Leading NBA teams allowed at least ten uncontested field goals during sampled games. Leading NCAA teams allowed at least eleven uncontested field goals during sampled games.
During the final three minutes of sampled NBA 4th quarter/overtime periods, a trailing team committed a deliberate foul when its opponent was not yet in the bonus (and, consequently, did not serve deliberate fouling’s primary purpose of sending the leading team to the free throw line) in eight periods, essentially punishing the trailing team for having committed too few fouls earlier in the period!
During the final four minutes of sampled NCAA 2nd half/overtime periods, a trailing team committed a deliberate foul when its opponent was not yet in the bonus in one period.
During sampled games, three NBA players committed a sixth foul deliberately and/or in overtime, and ten NCAA players committed a fifth foul deliberately and/or in overtime. (This does not include players who fouled out while committing a legitimate foul, but who had committed at least one deliberate foul earlier in period.):
- 12/1 (OT): Trailblazers’ Meyers Leonard, vs.
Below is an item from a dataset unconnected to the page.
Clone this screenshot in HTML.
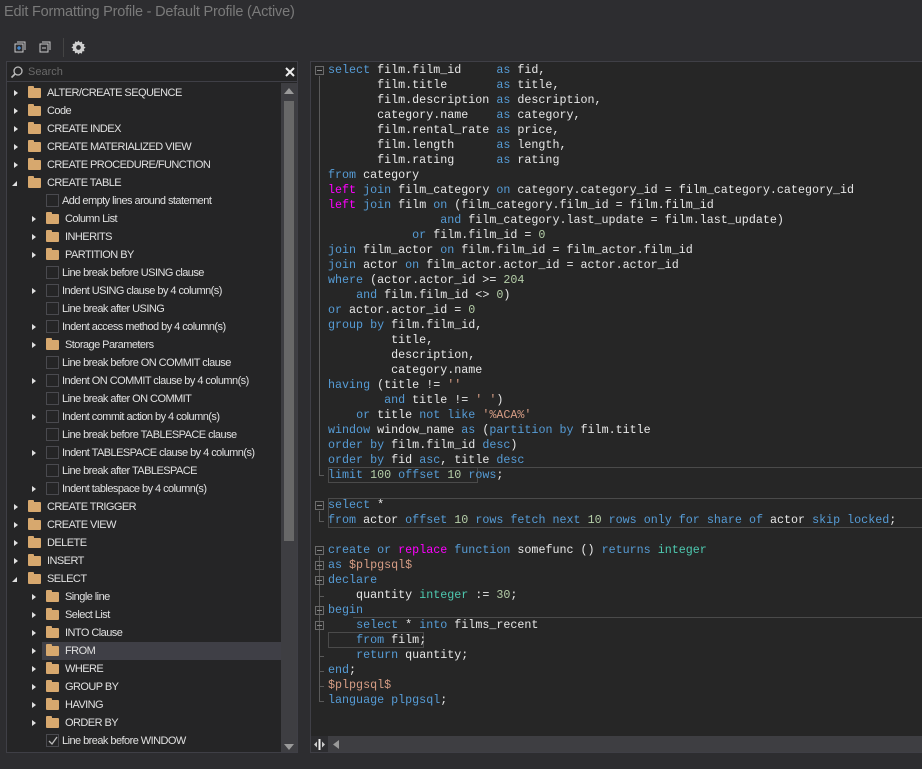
<!DOCTYPE html>
<html><head><style>
*{margin:0;padding:0;box-sizing:border-box}
body{width:922px;height:769px;background:#2d2d30;position:relative;overflow:hidden;font-family:"Liberation Sans",sans-serif}
.title{position:absolute;left:4px;top:4px;font-size:14.5px;color:#7a7a7a;letter-spacing:-0.2px}
.tb{position:absolute;top:40px}
.tree{position:absolute;left:6px;top:61px;width:292px;height:692px;border:1px solid #3f3f46;background:#252526;overflow:hidden}
.search{position:absolute;left:0;top:0;width:290px;height:20px;border-bottom:1px solid #3f3f46;background:#252526}
.search span{position:absolute;left:21px;top:4px;font-size:11px;color:#6a6a6a}
.sb{position:absolute;left:274px;top:21px;width:16px;height:670px;background:#3e3e42}
.thumb{position:absolute;left:3px;top:18px;width:10px;height:440px;background:#686868}
.row{position:absolute;left:0;height:18px;width:274px;font-size:11px;color:#e0e0e0;letter-spacing:-0.55px;line-height:18px;white-space:nowrap}
.row.sel{background:#3f3f46}
.arr{position:absolute;top:6px;width:0;height:0;border-top:3.5px solid transparent;border-bottom:3.5px solid transparent;border-left:4px solid #e0e0e0}
.arrd{position:absolute;top:7px;width:0;height:0;border-left:5px solid transparent;border-bottom:5px solid #e0e0e0}
.fold{position:absolute;top:4px;width:13px;height:10px;background:#d7a86e;border-radius:1px}
.fold:before{content:"";position:absolute;left:0;top:-2px;width:6px;height:3px;background:#d7a86e;border-radius:1px 1px 0 0}
.cb{position:absolute;top:2px;width:13px;height:13px;border:1px solid #4a4a4f;background:#252526}
.t{position:absolute;top:0}
.ed{position:absolute;left:310px;top:61px;width:613px;height:692px;border:1px solid #3f3f46;background:#262626;overflow:hidden}
pre{position:absolute;left:17px;top:1px;font-family:"Liberation Mono",monospace;font-size:11.7px;line-height:15px;color:#e8e8e8}
.k{color:#569cd6}.m{color:#ff00ff}.n{color:#b5cea8}.s{color:#d69d85}.ty{color:#4ec9b0}
.fm{position:absolute;left:4px;width:9px;height:9px;border:1px solid #6a6a6a}
.fm:after{content:"";position:absolute;left:1px;top:3px;width:5px;height:1px;background:#8a8a8a}
.vl{position:absolute;left:8px;width:1px;background:#5a5a5a}
.tk{position:absolute;left:8px;width:5px;height:1px;background:#5a5a5a}
.hb{position:absolute;left:0;top:674px;width:613px;height:17px;background:#3e3e42}
.box{position:absolute;border:1px solid #4a4a4a}
</style></head><body>
<div class="title">Edit Formatting Profile - Default Profile (Active)</div>
<svg class="tb" style="left:14px" width="14" height="14"><rect x="1" y="4" width="8" height="8" fill="none" stroke="#ccc"/><path d="M3 2h8v8" fill="none" stroke="#ccc"/><path d="M3 8h4M5 6v4" stroke="#4aa3ff"/></svg>
<svg class="tb" style="left:39px" width="14" height="14"><rect x="1" y="4" width="8" height="8" fill="none" stroke="#ccc"/><path d="M3 2h8v8" fill="none" stroke="#ccc"/><path d="M3 8h4" stroke="#ccc"/></svg>
<div style="position:absolute;left:63px;top:38px;width:1px;height:19px;background:#444"></div>
<svg class="tb" style="left:71px;top:40px" width="15" height="15" viewBox="0 0 16 16"><path d="M8 0.5l1.4 2 2.3-.8.3 2.4 2.4.3-.8 2.3 2 1.4-2 1.4.8 2.3-2.4.3-.3 2.4-2.3-.8L8 15.5l-1.4-2-2.3.8-.3-2.4-2.4-.3.8-2.3-2-1.4 2-1.4-.8-2.3 2.4-.3.3-2.4 2.3.8z" fill="#d0d0d0"/><circle cx="8" cy="8" r="2.5" fill="#2d2d30"/></svg>

<div class="tree">
 <div class="search"><svg style="position:absolute;left:3px;top:3px" width="14" height="14"><circle cx="8" cy="6" r="4" fill="none" stroke="#bbb" stroke-width="1.3"/><path d="M5 9l-3.5 3.5" stroke="#bbb" stroke-width="1.6"/></svg><span>Search</span>
 <svg style="position:absolute;left:278px;top:5px" width="10" height="10"><path d="M1 1l8 8M9 1l-8 8" stroke="#eee" stroke-width="2"/></svg></div>
 <div class="sb"><svg style="position:absolute;left:3px;top:5px" width="10" height="6"><path d="M0 6L5 0L10 6z" fill="#9a9a9a"/></svg><div class="thumb"></div><svg style="position:absolute;left:3px;top:661px" width="10" height="6"><path d="M0 0L5 6L10 0z" fill="#9a9a9a"/></svg></div>
 <div id="rows"></div>
</div>

<div class="ed">
<div class="box" style="left:17px;top:405px;width:596px;height:0;border-width:1px 0 0 0"></div>
<div class="box" style="left:17px;top:405px;width:150px;height:16px;border-top:none"></div>
<div class="box" style="left:17px;top:436px;width:596px;height:30px"></div>
<div class="box" style="left:42px;top:555px;width:571px;height:0;border-width:1px 0 0 0"></div>
<div class="box" style="left:17px;top:570px;width:96px;height:16px"></div>
<div class="fm" style="top:4px"></div><div class="vl" style="top:14px;height:399px"></div><div class="tk" style="top:413px"></div>
<div class="fm" style="top:439px"></div><div class="vl" style="top:449px;height:10px"></div><div class="tk" style="top:459px"></div>
<div class="fm" style="top:484px"></div><div class="vl" style="top:494px;height:145px"></div>
<div class="fm" style="top:499px"></div>
<div class="fm" style="top:514px"></div><div class="tk" style="top:534px"></div>
<div class="fm" style="top:544px"></div>
<div class="fm" style="top:559px"></div><div class="tk" style="top:594px"></div><div class="tk" style="top:609px"></div><div class="tk" style="top:624px"></div><div class="tk" style="top:639px"></div>
<pre><span class="k">select</span> film.film_id     <span class="k">as</span> fid,
       film.title       <span class="k">as</span> title,
       film.description <span class="k">as</span> description,
       category.name    <span class="k">as</span> category,
       film.rental_rate <span class="k">as</span> price,
       film.length      <span class="k">as</span> length,
       film.rating      <span class="k">as</span> rating
<span class="k">from</span> category
<span class="m">left</span> <span class="k">join</span> film_category <span class="k">on</span> category.category_id = film_category.category_id
<span class="m">left</span> <span class="k">join</span> film <span class="k">on</span> (film_category.film_id = film.film_id
                <span class="k">and</span> film_category.last_update = film.last_update)
            <span class="k">or</span> film.film_id = <span class="n">0</span>
<span class="k">join</span> film_actor <span class="k">on</span> film.film_id = film_actor.film_id
<span class="k">join</span> actor <span class="k">on</span> film_actor.actor_id = actor.actor_id
<span class="k">where</span> (actor.actor_id &gt;= <span class="n">204</span>
    <span class="k">and</span> film.film_id &lt;&gt; <span class="n">0</span>)
<span class="k">or</span> actor.actor_id = <span class="n">0</span>
<span class="k">group</span> <span class="k">by</span> film.film_id,
         title,
         description,
         category.name
<span class="k">having</span> (title != <span class="s">''</span>
        <span class="k">and</span> title != <span class="s">' '</span>)
    <span class="k">or</span> title <span class="k">not</span> <span class="k">like</span> <span class="s">'%ACA%'</span>
<span class="k">window</span> window_name <span class="k">as</span> (<span class="k">partition</span> <span class="k">by</span> film.title
<span class="k">order</span> <span class="k">by</span> film.film_id <span class="k">desc</span>)
<span class="k">order</span> <span class="k">by</span> fid <span class="k">asc</span>, title <span class="k">desc</span>
<span class="k">limit</span> <span class="n">100</span> <span class="k">offset</span> <span class="n">10</span> <span class="k">rows</span>;

<span class="k">select</span> *
<span class="k">from</span> actor <span class="k">offset</span> <span class="n">10</span> <span class="k">rows</span> <span class="k">fetch</span> <span class="k">next</span> <span class="n">10</span> <span class="k">rows</span> <span class="k">only</span> <span class="k">for</span> <span class="k">share</span> <span class="k">of</span> actor <span class="k">skip</span> <span class="k">locked</span>;

<span class="k">create</span> <span class="k">or</span> <span class="m">replace</span> <span class="k">function</span> somefunc () <span class="k">returns</span> <span class="ty">integer</span>
<span class="k">as</span> <span class="s">$plpgsql$</span>
<span class="k">declare</span>
    quantity <span class="ty">integer</span> := <span class="n">30</span>;
<span class="k">begin</span>
    <span class="k">select</span> * <span class="k">into</span> films_recent
    <span class="k">from</span> film;
    <span class="k">return</span> quantity;
<span class="k">end</span>;
<span class="s">$plpgsql$</span>
<span class="k">language</span> <span class="k">plpgsql</span>;</pre>
<div class="hb"><div style="position:absolute;left:0;top:0;width:17px;height:17px;background:#2d2d30"></div><svg style="position:absolute;left:3px;top:3px" width="11" height="11"><path d="M5.5 0v11" stroke="#eee" stroke-width="2"/><path d="M0 5.5l3-3v6zM11 5.5l-3-3v6z" fill="#ccc"/></svg><svg style="position:absolute;left:22px;top:4px" width="6" height="9"><path d="M6 0L0 4.5L6 9z" fill="#9a9a9a"/></svg></div>
</div>
<script>
var R=[
[1,'f','ALTER/CREATE SEQUENCE'],[1,'f','Code'],[1,'f','CREATE INDEX'],[1,'f','CREATE MATERIALIZED VIEW'],[1,'f','CREATE PROCEDURE/FUNCTION'],[1,'fo','CREATE TABLE'],
[2,'c','Add empty lines around statement'],[2,'f','Column List'],[2,'f','INHERITS'],[2,'f','PARTITION BY'],
[2,'c','Line break before USING clause'],[2,'ca','Indent USING clause by 4 column(s)'],[2,'c','Line break after USING'],[2,'ca','Indent access method by 4 column(s)'],
[2,'f','Storage Parameters'],[2,'c','Line break before ON COMMIT clause'],[2,'ca','Indent ON COMMIT clause by 4 column(s)'],[2,'c','Line break after ON COMMIT'],[2,'ca','Indent commit action by 4 column(s)'],
[2,'c','Line break before TABLESPACE clause'],[2,'ca','Indent TABLESPACE clause by 4 column(s)'],[2,'c','Line break after TABLESPACE'],[2,'ca','Indent tablespace by 4 column(s)'],
[1,'f','CREATE TRIGGER'],[1,'f','CREATE VIEW'],[1,'f','DELETE'],[1,'f','INSERT'],[1,'fo','SELECT'],
[2,'f','Single line'],[2,'f','Select List'],[2,'f','INTO Clause'],[2,'fs','FROM'],[2,'f','WHERE'],[2,'f','GROUP BY'],[2,'f','HAVING'],[2,'f','ORDER BY'],[2,'ck','Line break before WINDOW'],[2,'c','']];
var h='';
R.forEach(function(r,i){
 var top=22+i*18, o=r[0]==1?0:18, t=r[1], s='';
 if(t[0]=='f'){
  if(t=='fo') s+='<div class="arrd" style="left:'+(5+o)+'px"></div>'; else s+='<div class="arr" style="left:'+(7+o)+'px"></div>';
  s+='<div class="fold" style="left:'+(21+o)+'px"></div><span class="t" style="left:'+(40+o)+'px">'+r[2]+'</span>';
 } else {
  if(t=='ca') s+='<div class="arr" style="left:25px"></div>';
  s+='<div class="cb" style="left:39px"></div>';
  if(t=='ck') s+='<svg style="position:absolute;left:41px;top:4px" width="10" height="10"><path d="M1 5l3 3 5-7" fill="none" stroke="#bbb" stroke-width="1.3"/></svg>';
  s+='<span class="t" style="left:55px">'+r[2]+'</span>';
 }
 var sel=t=='fs'?' sel':'';
 h+='<div class="row'+sel+'" style="top:'+top+'px'+(sel?';left:35px;width:239px':'')+'">'+(sel?'<div style="position:absolute;left:-35px;top:0;width:274px;height:18px">'+s+'</div>':s)+'</div>';
});
document.getElementById('rows').innerHTML=h;
</script>
</body></html>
Mavericks
- 12/17: Thunder’s Steven Adams, at Bulls
- 12/29: Bucks’ Giannis Antetokounmpo, at Thunder
- 12/2: Boston College’s Ervins Meznieks, vs. Penn
- 12/19: Tennessee’s Admiral Schofield, vs. Gonzaga (in Seattle)
- 12/22 (OT): Harvard’s Zena Edosomwan, vs. BYU (in Honolulu)
- 12/22 (OT): BYU’s Nick Emery, vs. Harvard (in Honolulu)
- 12/22 (OT): Michigan State’s Kenny Goins, vs. Oakland (in Detroit)
- 12/22 (OT): Oakland’s Kahlil Felder, vs. Michigan State (in Detroit)
- 12/23: Pepperdine’s Amadi Udenyi, at Portland
- 12/23: Pepperdine’s Jett Raines, at Portland
- 12/29: LSU’s Craig Victor II, vs. Wake Forest
- 12/30: South Florida’s Nehemias Morillo, vs. Houston
UNSIGHTLY STRATEGIES, ETC.
During sampled games, trailing NCAA offenses rolled 22 inbounds passes, including in at least three especially bleak situations…
- 12/7: Buffalo, trailing by 23 points with 1:12 remaining, at Iowa State
- 12/19: Baylor, trailing by 25 points with 39.3 seconds remaining, at Texas A&M
- 12/28: Elon, trailing by 45 points with 2:19 remaining, at Duke
…and at least once misguidedly:
- 12/22: Auburn, leading by one point with 52.0 seconds remaining, vs. New Mexico (in Honolulu)
During sampled games, leading NCAA offenses vacated the foul lane in 31 instances during the last free throw attempt of a trip. Trailing NCAA offenses inexplicably vacated the foul lane in 13 instances.
In so many ways, the quality, style, and pace of play suffers and warps during the late stages of basketball games. In so many ways, ball don’t comply. By simply abandoning the game clock at just the right juncture of every game, basketball could preserve a familiar and palatable quality, style, and pace of play through the conclusion of every game.